Many were group shots – arm’s-length images of Sophia and her gal pals goofing off in the Caribbean sun. But there were also dozens upon dozens of solos: Sophia on the beach, Sophia eating ice cream, Sophia in the elevator. She took these pictures because – well, because she could. The act of holding out her phone and smiling could be achieved in a moment, and that moment would then be captured for eternity.

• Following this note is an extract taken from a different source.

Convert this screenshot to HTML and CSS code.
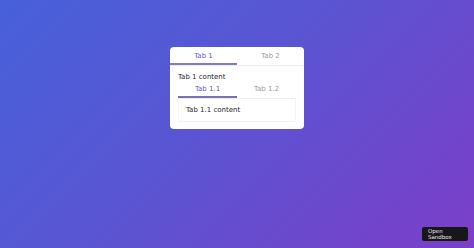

Compare this to photography when I was her age. I had a clunky 35 mm camera, which I had to load with cartridges of film. Remember, we had selfies back then too – the autotimer function helped us take aim, run back into the frame and smile when the flash went off 10 seconds later. Once all 36 frames were filled, I had to walk to the corner drug store, fill out an order form, drop the envelope in a plywood box, wait a week or two for prints to come back, then return to the store to pay for my pictures, only to discover that about half were overexposed or out of focus.
This is why, from my own birth until the birth of my kids, I have just a few photos from each major life event, if I’m lucky. But when I think back to my own awkward teen years, I have the gift of hazy memory. Once today’s kids get to my age, they’ll look back on their childhood with picture-perfect clarity. Because so much of their daily lives is documented, they won’t have the luxury of leaving bad choices on the cutting room floor.
But their app of choice – Snapchat – helps kids treat selfies like fleeting memories. The “now you see it, now you don’t” gimmick is a high-tech version of passing a friend on a busy street or crowded school hallway. You catch a glimpse, you smile and wave, and then you’re gone.